The policy, it seems to me, is based on two implicit assumptions, neither of which has stood the test of time. The first is that we can actually distinguish between genuine asylum seekers and economic migrants. And the second is that the number of genuine refugees will be manageable. Let's examine each of them.
The policy assumes that there is a black and white distinction between genuine and bogus asylum seekers. But in the real world there are grey areas. In UK court cases dealing with recent, local events, it can be difficult, and hugely expensive, to establish the truth. How are we to do so when the alleged events took place in distant countries, possibly long ago, and when no witnesses may be available?
We know that the gangs who traffic in migrants and assist them in crossing borders will also school them in the best ways to answer the questions of investigators in the immigration service, giving lurid but ambiguous stories, and vague answers. There is credible anecdotal evidence that some British lawyers will exploit the system to ensure marginal cases are accepted.
It takes a very great deal of time and money even to attempt to process these applications fairly -- and even then the results, in their nature, cannot be very reliable. The Home Office budget for processing asylum seekers in 2001 was around £400 million, but in the end the cost was over £1 billion. How long will the British public tolerate this huge expenditure, given the evidence that the majority of claims are fraudulent? And what is the point of identifying fraudulent claims, at great expense, when the great majority of such claimants disappear into the community and never get repatriated?
Already we see protest movements against proposed new reception centres for asylum seekers (most of which seem to be sited in Conservative-held constituencies). And Home Secretary David Blunkett is running into serious problems with his plans. For example, for quite understandable reasons he wants to provide education on-site at these centres. Yet the EU's directive clearly states that young asylum seekers "must have access to the education system under the same conditions as nationals". And even these reception centres, with a few hundred inmates in each, will hardly make a dent in the huge flood of new asylum seekers.
It comes down to numbers. For a few hundred, or a few thousand, we can make the effort. But it is too much to expect the British people and the British economy to underwrite the processing of tens or hundreds of thousands.
Which brings us to the second point. The UN has estimated that 23 million people globally might qualify as genuine refugees. New flash-points -- Afghanistan, Iraq -- add to the potential numbers. If they all arrived at Dover on the same day, we should have a catastrophe. Now clearly they will not all arrive together, but the point stands: our capacity to absorb new citizens in an orderly way is not infinite, and the numbers now arriving are arguably beyond our capacity to cope without unacceptable disruption.
A further problem: the definition of "refugee" is constantly being widened. Originally the intention was to protect persons persecuted by organs of the state, and this definition still applies in France and Germany. But in other EU countries including the UK, we include persecution by non-state bodies. This could include tribal, political or religious groups.

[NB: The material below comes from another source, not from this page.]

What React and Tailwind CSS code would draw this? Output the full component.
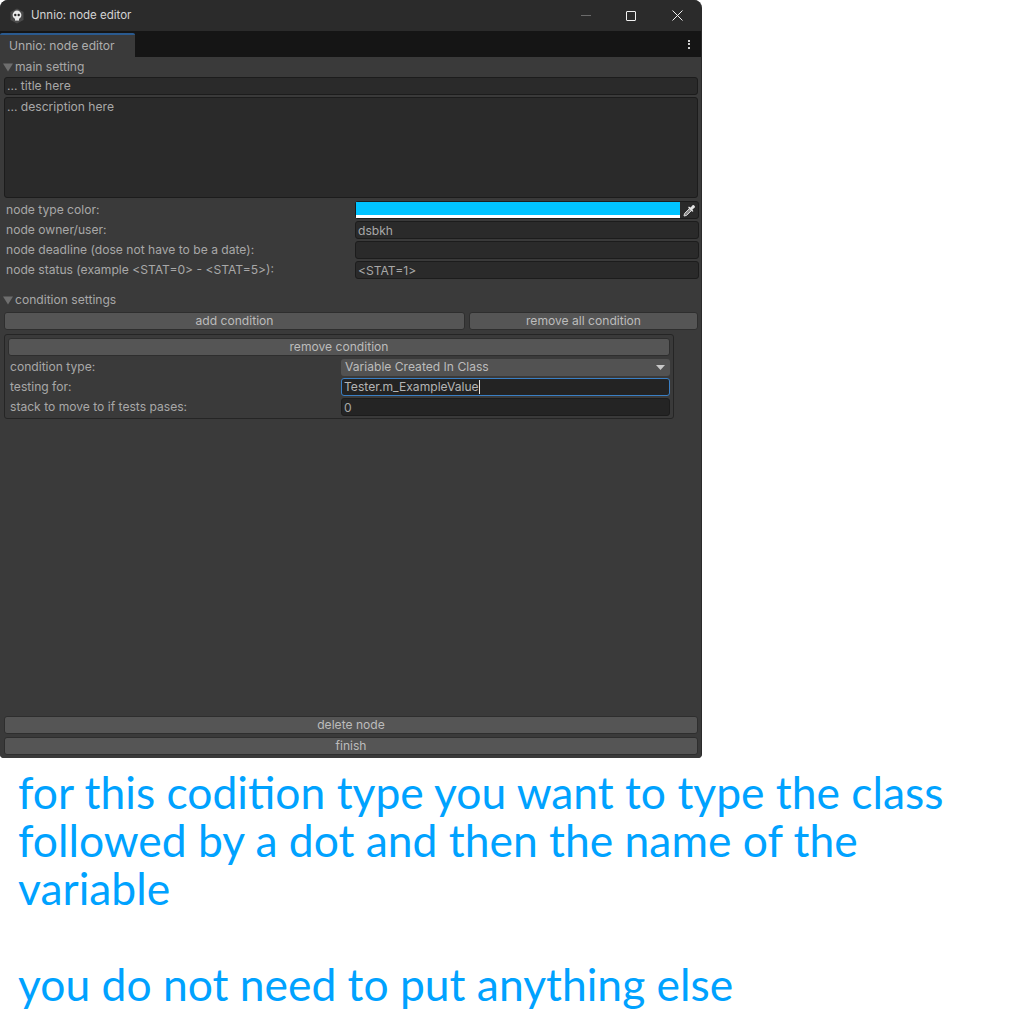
import React from "react";

const Btn = ({ children, className = "" }) => (
  <div className={`h-[18px] flex items-center justify-center rounded-[3px] bg-[#555555] border border-[#2e2e2e] text-[12.1px] text-[#bcbcbc] ${className}`}>
    {children}
  </div>
);

const Field = ({ children, className = "" }) => (
  <div className={`h-[18px] flex items-center px-[2px] pt-[1px] rounded-[3px] bg-[#2a2a2a] border border-[#1c1c1c] text-[12.1px] text-[#a8a8a8] ${className}`}>
    {children}
  </div>
);

const Section = ({ title, className = "" }) => (
  <div className={`flex items-center gap-[2px] h-[20px] text-[12.1px] text-[#a8a8a8] ${className}`}>
    <svg width="10" height="9" viewBox="0 0 10 9" className="ml-[-1px]">
      <path d="M0 0.5H10L5 8.5Z" fill="#6e6e6e" />
    </svg>
    <span>{title}</span>
  </div>
);

const Row = ({ label, children }) => (
  <div className="grid grid-cols-[351px_1fr] h-[18px] items-center mb-[2px] mr-[-1px]">
    <span className="pl-[2px] text-[12.1px] text-[#a8a8a8]">{label}</span>
    {children}
  </div>
);

const CondRow = ({ label, children }) => (
  <div className="grid grid-cols-[333px_1fr] h-[18px] items-center">
    <span className="pl-[2px] text-[12.1px] text-[#a8a8a8]">{label}</span>
    {children}
  </div>
);

const AppIcon = () => (
  <svg width="14" height="16" viewBox="0 0 14 16">
    <path d="M7 0.5L13.5 4V12L7 15.5L0.5 12V4Z" fill="#4a4a4a" />
    <circle cx="7" cy="7" r="4.4" fill="#ececec" />
    <rect x="5" y="10" width="4" height="2.6" fill="#ececec" />
    <circle cx="5.3" cy="7" r="1.2" fill="#2a2a2a" />
    <circle cx="8.7" cy="7" r="1.2" fill="#2a2a2a" />
  </svg>
);

const Eyedropper = () => (
  <svg width="13" height="13" viewBox="0 0 13 13">
    <path d="M1 12L1.6 9.4L6.4 4.6L8.4 6.6L3.6 11.4Z" fill="#8c8c8c" stroke="#d8d8d8" strokeWidth="1" />
    <path d="M5.8 2.6L7.6 3.6L9.6 1.2C10.6 0.3 12.7 2.4 11.8 3.4L9.4 5.4L10.4 7.2L9.2 7.8L5.2 3.8Z" fill="#e4e4e4" />
  </svg>
);

export default function App() {
  return (
    <div className="min-h-screen bg-white font-['Inter','Liberation_Sans',sans-serif]">
      <div className="w-[702px] h-[758px] flex flex-col bg-[#3a3a3a] rounded-t-[8px] rounded-b-[4px] overflow-hidden border-r border-[#2a2a2a]">
        {/* title bar */}
        <div className="h-[31px] flex items-center bg-[#2b2b2b] shrink-0">
          <div className="ml-[10px] w-[14px] flex items-center">
            <AppIcon />
          </div>
          <span className="ml-[7px] pt-[1px] text-[11.5px] text-[#d4d4d4]">Unnio: node editor</span>
          <div className="ml-auto flex items-center">
            <div className="w-[10px] h-px bg-[#6b6b6b] mr-[35px]" />
            <div className="w-[10px] h-[10px] rounded-[1px] border border-[#f0f0f0] mr-[36px]" />
            <svg width="11" height="11" viewBox="0 0 11 11" className="mr-[18px]">
              <path d="M0.5 0.5L10.5 10.5M10.5 0.5L0.5 10.5" stroke="#f0f0f0" strokeWidth="1" />
            </svg>
          </div>
        </div>

        {/* tab bar */}
        <div className="h-[26px] flex items-stretch bg-[#151515] shrink-0">
          <div className="w-[135px] mt-[2px] flex items-center pl-[9px] bg-[#3a3a3a] border-t-2 border-[#2a5a8f] rounded-t-[2px] text-[12.1px] text-[#aeaeae]">
            Unnio: node editor
          </div>
          <div className="ml-auto mr-[11px] flex flex-col justify-center gap-[1.5px]">
            <div className="w-[2px] h-[2px] bg-[#cfcfcf]" />
            <div className="w-[2px] h-[2px] bg-[#cfcfcf]" />
            <div className="w-[2px] h-[2px] bg-[#cfcfcf]" />
          </div>
        </div>

        {/* content */}
        <div className="flex-1 flex flex-col pl-[4px] pr-[3px] bg-[#3a3a3a]">
          <Section title="main setting" />
          <Field>... title here</Field>
          <div className="h-[101px] mt-[2px] px-[2px] rounded-[3px] bg-[#2a2a2a] border border-[#1c1c1c] text-[12.1px] text-[#a8a8a8]">
            ... description here
          </div>

          <div className="mt-[3px]">
            <Row label="node type color:">
              <div className="h-[18px] flex items-stretch rounded-[3px] bg-[#2a2a2a] border border-[#1c1c1c]">
                <div className="flex-1 flex flex-col">
                  <div className="flex-1 bg-[#00c3ff]" />
                  <div className="h-[3px] bg-white" />
                </div>
                <div className="w-[18px] flex items-center justify-center">
                  <Eyedropper />
                </div>
              </div>
            </Row>
            <Row label="node owner/user:">
              <Field>dsbkh</Field>
            </Row>
            <Row label="node deadline (dose not have to be a date):">
              <Field />
            </Row>
            <Row label="node status (example <STAT=0> - <STAT=5>):">
              <Field>{"<STAT=1>"}</Field>
            </Row>
          </div>

          <Section title="condition settings" className="mt-[9px]" />
          <div className="grid grid-cols-[461px_1fr] gap-[4px] mt-[2px]">
            <Btn>add condition</Btn>
            <Btn>remove all condition</Btn>
          </div>

          <div className="w-[670px] h-[85px] mt-[4px] flex flex-col gap-[2px] pl-[3px] pr-[3px] pt-[3px] rounded-[3px] border border-[#252525]">
            <Btn>remove condition</Btn>
            <CondRow label="condition type:">
              <div className="h-[17px] flex items-center justify-between pl-[4px] pr-[5px] rounded-[3px] bg-[#525252] text-[12.1px] text-[#bcbcbc]">
                <span>Variable Created In Class</span>
                <svg width="9" height="5" viewBox="0 0 9 5">
                  <path d="M0 0H9L4.5 5Z" fill="#c8c8c8" />
                </svg>
              </div>
            </CondRow>
            <CondRow label="testing for:">
              <div className="h-[18px] flex items-center px-[2px] rounded-[3px] bg-[#232323] border border-[#3a7fc4] text-[12.1px] text-[#b4b4b4]">
                <span>Tester.m_ExampleValue</span>
                <div className="w-px h-[14px] bg-[#e0e0e0]" />
              </div>
            </CondRow>
            <CondRow label="stack to move to if tests pases:">
              <Field className="bg-[#242424]">0</Field>
            </CondRow>
          </div>

          <div className="mt-auto mb-[3px] flex flex-col gap-[3px]">
            <Btn>delete node</Btn>
            <Btn>finish</Btn>
          </div>
        </div>
      </div>

      {/* note under the screenshot */}
      <div className="pt-[10px] pl-[18px] w-[1000px] font-['Lato','Open_Sans',sans-serif] text-[44.4px] leading-[48px] text-[#00a2ff]">
        <p>for this codition type you want to type the class</p>
        <p>followed by a dot and then the name of the</p>
        <p>variable</p>
        <p className="mt-[48px]">you do not need to put anything else</p>
      </div>
    </div>
  );
}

The Commission proposal of Sept 12th 2001 attempts to create a common definition of a refugee, and includes "persons who have undergone rape". Now rape is a dreadful crime, but should it confer refugee status? Should British rape victims be able to claim refugee status in the USA, for example? Should we include other serious crimes against the person, like GBH? Many millions are victims of crime. If we continue to broaden the definition of a refugee, we shall reach the point where a high proportion of the population is included, and the term is almost meaningless.

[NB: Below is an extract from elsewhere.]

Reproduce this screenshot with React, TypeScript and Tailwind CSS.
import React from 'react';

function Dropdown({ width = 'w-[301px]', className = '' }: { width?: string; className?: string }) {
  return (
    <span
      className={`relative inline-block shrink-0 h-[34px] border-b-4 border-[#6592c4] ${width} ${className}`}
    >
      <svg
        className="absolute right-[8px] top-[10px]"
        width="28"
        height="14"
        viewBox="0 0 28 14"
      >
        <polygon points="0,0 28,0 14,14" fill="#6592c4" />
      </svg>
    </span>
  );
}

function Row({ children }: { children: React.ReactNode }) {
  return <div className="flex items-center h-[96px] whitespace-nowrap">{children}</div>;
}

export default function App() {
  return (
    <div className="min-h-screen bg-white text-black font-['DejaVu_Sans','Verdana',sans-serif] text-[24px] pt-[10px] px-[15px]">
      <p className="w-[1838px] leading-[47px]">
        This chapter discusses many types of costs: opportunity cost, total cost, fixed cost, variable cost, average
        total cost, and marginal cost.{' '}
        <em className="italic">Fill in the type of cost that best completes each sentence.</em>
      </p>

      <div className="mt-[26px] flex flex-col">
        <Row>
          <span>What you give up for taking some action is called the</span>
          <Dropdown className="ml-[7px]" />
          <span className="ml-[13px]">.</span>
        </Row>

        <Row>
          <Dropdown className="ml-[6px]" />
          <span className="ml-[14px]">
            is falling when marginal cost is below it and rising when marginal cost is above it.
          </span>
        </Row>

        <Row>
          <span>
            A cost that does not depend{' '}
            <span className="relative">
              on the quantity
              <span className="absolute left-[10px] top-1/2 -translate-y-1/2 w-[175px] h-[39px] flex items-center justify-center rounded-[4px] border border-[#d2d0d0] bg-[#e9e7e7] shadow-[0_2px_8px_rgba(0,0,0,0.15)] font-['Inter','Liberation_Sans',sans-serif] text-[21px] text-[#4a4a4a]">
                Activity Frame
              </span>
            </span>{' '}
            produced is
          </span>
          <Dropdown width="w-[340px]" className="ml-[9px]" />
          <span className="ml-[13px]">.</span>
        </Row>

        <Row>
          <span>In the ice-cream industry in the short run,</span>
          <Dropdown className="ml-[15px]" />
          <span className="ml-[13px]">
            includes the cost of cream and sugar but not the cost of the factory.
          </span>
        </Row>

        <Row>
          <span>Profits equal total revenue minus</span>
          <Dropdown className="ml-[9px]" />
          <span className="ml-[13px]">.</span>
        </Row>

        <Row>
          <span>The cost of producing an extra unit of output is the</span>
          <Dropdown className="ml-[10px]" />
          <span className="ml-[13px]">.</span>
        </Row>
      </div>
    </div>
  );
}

The European parliament's Women's Committee -- a by-word for politically-correct clap-trap -- proposed that refugee status should be extended to all women who have been subjected to female circumcision, no matter how long ago. This could include, say, a woman of 65 in Central Africa, who might now be living in perfectly acceptable conditions, but who had been subjected to female circumcision fifty years ago.
It is estimated that this proposal would increase the number of potential refugees by between five and ten million, mostly in Central and Southern Africa. In my view, female circumcision is a revolting and reprehensible infringement of human rights. But should it be a free ticket to enter and reside in the UK? Is the British tax-payer to write a blank cheque for literally millions of people in Africa, most of whom may no longer be suffering any form of persecution?

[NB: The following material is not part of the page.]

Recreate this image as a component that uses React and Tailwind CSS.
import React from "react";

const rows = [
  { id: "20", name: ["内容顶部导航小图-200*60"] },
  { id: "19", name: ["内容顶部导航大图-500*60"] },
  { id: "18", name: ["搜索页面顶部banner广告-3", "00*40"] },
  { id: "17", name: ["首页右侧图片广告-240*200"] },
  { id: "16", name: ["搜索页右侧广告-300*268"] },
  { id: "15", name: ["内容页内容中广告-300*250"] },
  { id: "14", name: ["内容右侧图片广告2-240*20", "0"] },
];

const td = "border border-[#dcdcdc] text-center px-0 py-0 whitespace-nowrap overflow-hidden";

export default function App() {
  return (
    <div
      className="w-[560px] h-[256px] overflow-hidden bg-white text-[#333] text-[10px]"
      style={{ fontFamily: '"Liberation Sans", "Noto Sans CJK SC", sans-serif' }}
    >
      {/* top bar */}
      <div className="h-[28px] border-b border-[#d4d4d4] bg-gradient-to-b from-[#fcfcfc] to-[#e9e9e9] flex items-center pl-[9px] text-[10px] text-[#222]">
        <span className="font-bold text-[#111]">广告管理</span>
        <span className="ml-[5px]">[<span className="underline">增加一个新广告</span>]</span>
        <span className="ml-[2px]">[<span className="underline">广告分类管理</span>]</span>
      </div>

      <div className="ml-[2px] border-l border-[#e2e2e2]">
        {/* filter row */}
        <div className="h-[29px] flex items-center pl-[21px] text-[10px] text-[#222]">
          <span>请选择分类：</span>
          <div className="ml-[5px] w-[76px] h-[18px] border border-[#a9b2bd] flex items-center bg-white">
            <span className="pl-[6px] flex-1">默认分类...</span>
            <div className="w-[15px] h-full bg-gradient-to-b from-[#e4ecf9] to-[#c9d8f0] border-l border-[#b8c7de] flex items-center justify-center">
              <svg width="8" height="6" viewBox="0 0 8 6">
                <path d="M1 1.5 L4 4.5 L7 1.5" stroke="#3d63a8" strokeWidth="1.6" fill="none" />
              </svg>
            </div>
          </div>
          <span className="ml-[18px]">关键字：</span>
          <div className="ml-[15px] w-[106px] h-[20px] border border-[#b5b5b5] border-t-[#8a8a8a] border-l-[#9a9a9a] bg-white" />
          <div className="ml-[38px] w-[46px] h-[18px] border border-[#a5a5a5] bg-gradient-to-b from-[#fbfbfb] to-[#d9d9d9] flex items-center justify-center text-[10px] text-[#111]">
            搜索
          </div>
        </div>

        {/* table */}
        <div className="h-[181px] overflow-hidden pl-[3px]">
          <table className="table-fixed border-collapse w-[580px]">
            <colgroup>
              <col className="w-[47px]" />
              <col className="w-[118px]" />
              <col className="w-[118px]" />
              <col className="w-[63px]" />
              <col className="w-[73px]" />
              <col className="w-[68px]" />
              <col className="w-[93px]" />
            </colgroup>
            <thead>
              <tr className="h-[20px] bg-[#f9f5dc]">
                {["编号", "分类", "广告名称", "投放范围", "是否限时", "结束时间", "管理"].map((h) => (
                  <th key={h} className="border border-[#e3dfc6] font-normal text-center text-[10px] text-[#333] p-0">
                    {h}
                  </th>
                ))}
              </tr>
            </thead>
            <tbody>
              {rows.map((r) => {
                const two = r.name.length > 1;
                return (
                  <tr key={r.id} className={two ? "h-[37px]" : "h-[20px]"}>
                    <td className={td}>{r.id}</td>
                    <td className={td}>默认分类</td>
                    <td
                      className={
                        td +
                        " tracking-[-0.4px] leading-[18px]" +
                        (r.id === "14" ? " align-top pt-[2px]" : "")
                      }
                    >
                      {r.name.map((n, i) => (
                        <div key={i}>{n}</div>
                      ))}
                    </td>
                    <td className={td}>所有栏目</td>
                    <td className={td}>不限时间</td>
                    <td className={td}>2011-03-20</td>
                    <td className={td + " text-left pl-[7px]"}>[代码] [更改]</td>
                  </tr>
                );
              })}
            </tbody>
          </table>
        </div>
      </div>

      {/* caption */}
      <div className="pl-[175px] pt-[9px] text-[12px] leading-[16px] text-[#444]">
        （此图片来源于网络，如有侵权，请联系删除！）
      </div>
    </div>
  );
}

We cannot accurately distinguish the genuine asylum seeker from the economic migrant, we are failing to repatriate economic migrants, the numbers are too great and the costs are out of control. It's time for a radical new look.
A rational immigration policy
The key points I should like to see in a rational immigration policy would include:
| 1. | An end to the automatic right of entry for those deemed to be suffering from persecution -- which means withdrawal from the 1951 UN Convention on Refugees |
| 2. | Rejection of any common EU immigration and asylum policy, in favour of properly controlled UK immigration |
| 3. | A humane, measured response to particular crises -- as in the case of Afghanistan, where refugees were shared out by quota between EU states |
| 4. | British recognition of cases where we carry a special moral responsibility, like the Ugandan Asians under Idi Amin, or the current plight of farmers in Rhodesia |
| 5. | An analysis of trades and professions where we have UK skill shortages, and a "Green Card" system similar to that of the USA or Australia, to ensure controlled immigration of those with relevant skills. |
| 6. | Immediate, same-day return of non-approved immigrants to their last country of embarkation -- if necessary, through the kind of bilateral deal we used to have with France |
At present we have a free-for-all where huge numbers of immigrants arrive, and most stay, legally or not, regardless of the outcome of any investigation. This cannot be allowed to continue. We must agree how many we can cope with, and then put policies in place to see that those admitted are properly integrated to British society, and those not admitted sent back immediately.
I was listening recently to Caroline Spellman MP, Shadow Minister for International Development, who argued that the long-term solution must be to promote sustainable development in poor countries so that their people will no longer need or want to migrate to Western countries. Of course she is absolutely right -- but hers is a long-term solution, while the problem is immediate, and requires an immediate policy response.